# START OF STORED DATA

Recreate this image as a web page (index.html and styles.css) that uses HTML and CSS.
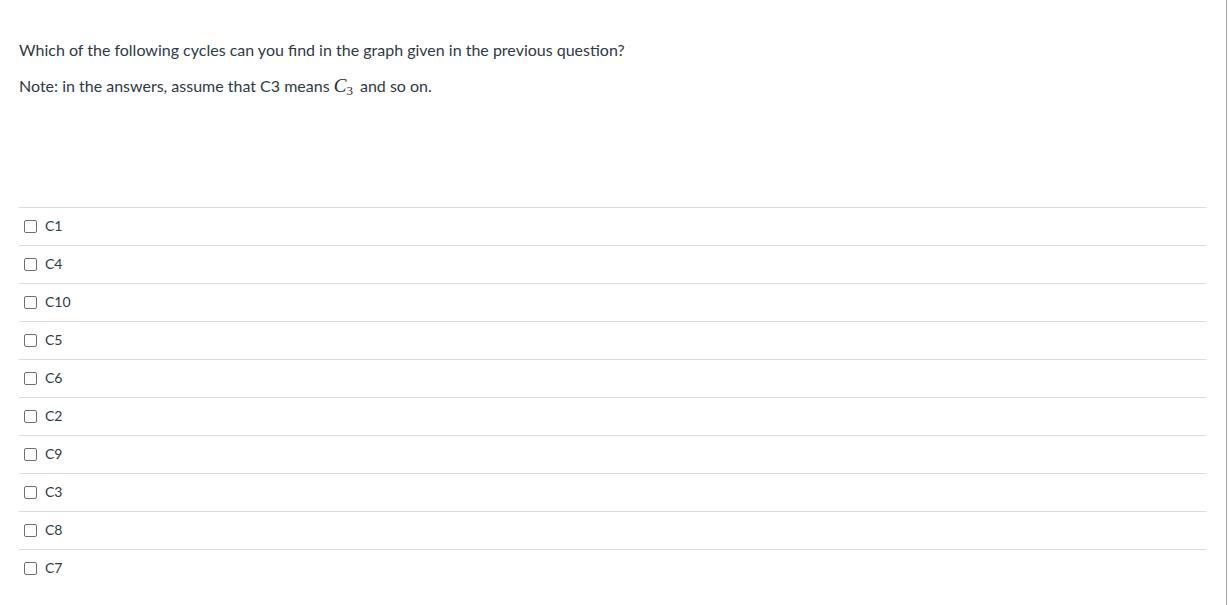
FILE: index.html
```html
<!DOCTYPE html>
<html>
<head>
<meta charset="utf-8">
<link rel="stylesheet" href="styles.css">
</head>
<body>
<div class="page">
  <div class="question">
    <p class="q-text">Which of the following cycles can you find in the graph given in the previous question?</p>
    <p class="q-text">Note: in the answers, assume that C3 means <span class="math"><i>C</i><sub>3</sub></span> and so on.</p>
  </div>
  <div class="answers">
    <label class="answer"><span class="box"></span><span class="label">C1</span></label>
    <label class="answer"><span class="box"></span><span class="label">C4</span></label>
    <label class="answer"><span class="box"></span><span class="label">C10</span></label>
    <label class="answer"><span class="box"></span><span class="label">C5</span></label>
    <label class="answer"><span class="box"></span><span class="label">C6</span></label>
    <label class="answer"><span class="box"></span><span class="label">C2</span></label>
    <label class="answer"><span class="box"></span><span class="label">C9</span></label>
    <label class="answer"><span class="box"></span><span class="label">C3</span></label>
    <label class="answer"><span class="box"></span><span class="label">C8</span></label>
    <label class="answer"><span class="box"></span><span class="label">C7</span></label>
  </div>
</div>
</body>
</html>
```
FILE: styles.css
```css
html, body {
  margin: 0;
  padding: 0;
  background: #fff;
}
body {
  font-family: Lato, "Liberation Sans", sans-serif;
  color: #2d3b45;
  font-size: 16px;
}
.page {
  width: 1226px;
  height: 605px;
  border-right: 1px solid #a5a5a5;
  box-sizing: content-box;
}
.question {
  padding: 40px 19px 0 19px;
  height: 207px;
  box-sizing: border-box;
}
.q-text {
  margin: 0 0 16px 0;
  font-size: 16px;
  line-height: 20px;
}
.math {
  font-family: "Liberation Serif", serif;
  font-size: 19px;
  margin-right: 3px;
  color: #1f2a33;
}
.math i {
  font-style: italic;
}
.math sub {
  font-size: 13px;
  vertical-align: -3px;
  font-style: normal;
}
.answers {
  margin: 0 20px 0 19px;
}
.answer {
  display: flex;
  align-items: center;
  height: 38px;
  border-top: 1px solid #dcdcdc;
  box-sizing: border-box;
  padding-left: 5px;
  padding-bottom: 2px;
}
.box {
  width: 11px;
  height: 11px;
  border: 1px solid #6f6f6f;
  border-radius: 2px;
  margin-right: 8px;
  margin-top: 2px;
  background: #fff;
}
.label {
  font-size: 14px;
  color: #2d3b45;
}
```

# END OF STORED DATA

Copy the material above exactly and drop the pictures.

Recreate this image as a web page (index.html and styles.css) that uses HTML and CSS.
FILE: index.html
```html
<!DOCTYPE html>
<html>
<head>
<meta charset="utf-8">
<link rel="stylesheet" href="styles.css">
</head>
<body>
<div class="page">
  <div class="question">
    <p class="q-text">Which of the following cycles can you find in the graph given in the previous question?</p>
    <p class="q-text">Note: in the answers, assume that C3 means <span class="math"><i>C</i><sub>3</sub></span> and so on.</p>
  </div>
  <div class="answers">
    <label class="answer"><span class="box"></span><span class="label">C1</span></label>
    <label class="answer"><span class="box"></span><span class="label">C4</span></label>
    <label class="answer"><span class="box"></span><span class="label">C10</span></label>
    <label class="answer"><span class="box"></span><span class="label">C5</span></label>
    <label class="answer"><span class="box"></span><span class="label">C6</span></label>
    <label class="answer"><span class="box"></span><span class="label">C2</span></label>
    <label class="answer"><span class="box"></span><span class="label">C9</span></label>
    <label class="answer"><span class="box"></span><span class="label">C3</span></label>
    <label class="answer"><span class="box"></span><span class="label">C8</span></label>
    <label class="answer"><span class="box"></span><span class="label">C7</span></label>
  </div>
</div>
</body>
</html>
```
FILE: styles.css
```css
html, body {
  margin: 0;
  padding: 0;
  background: #fff;
}
body {
  font-family: Lato, "Liberation Sans", sans-serif;
  color: #2d3b45;
  font-size: 16px;
}
.page {
  width: 1226px;
  height: 605px;
  border-right: 1px solid #a5a5a5;
  box-sizing: content-box;
}
.question {
  padding: 40px 19px 0 19px;
  height: 207px;
  box-sizing: border-box;
}
.q-text {
  margin: 0 0 16px 0;
  font-size: 16px;
  line-height: 20px;
}
.math {
  font-family: "Liberation Serif", serif;
  font-size: 19px;
  margin-right: 3px;
  color: #1f2a33;
}
.math i {
  font-style: italic;
}
.math sub {
  font-size: 13px;
  vertical-align: -3px;
  font-style: normal;
}
.answers {
  margin: 0 20px 0 19px;
}
.answer {
  display: flex;
  align-items: center;
  height: 38px;
  border-top: 1px solid #dcdcdc;
  box-sizing: border-box;
  padding-left: 5px;
  padding-bottom: 2px;
}
.box {
  width: 11px;
  height: 11px;
  border: 1px solid #6f6f6f;
  border-radius: 2px;
  margin-right: 8px;
  margin-top: 2px;
  background: #fff;
}
.label {
  font-size: 14px;
  color: #2d3b45;
}
```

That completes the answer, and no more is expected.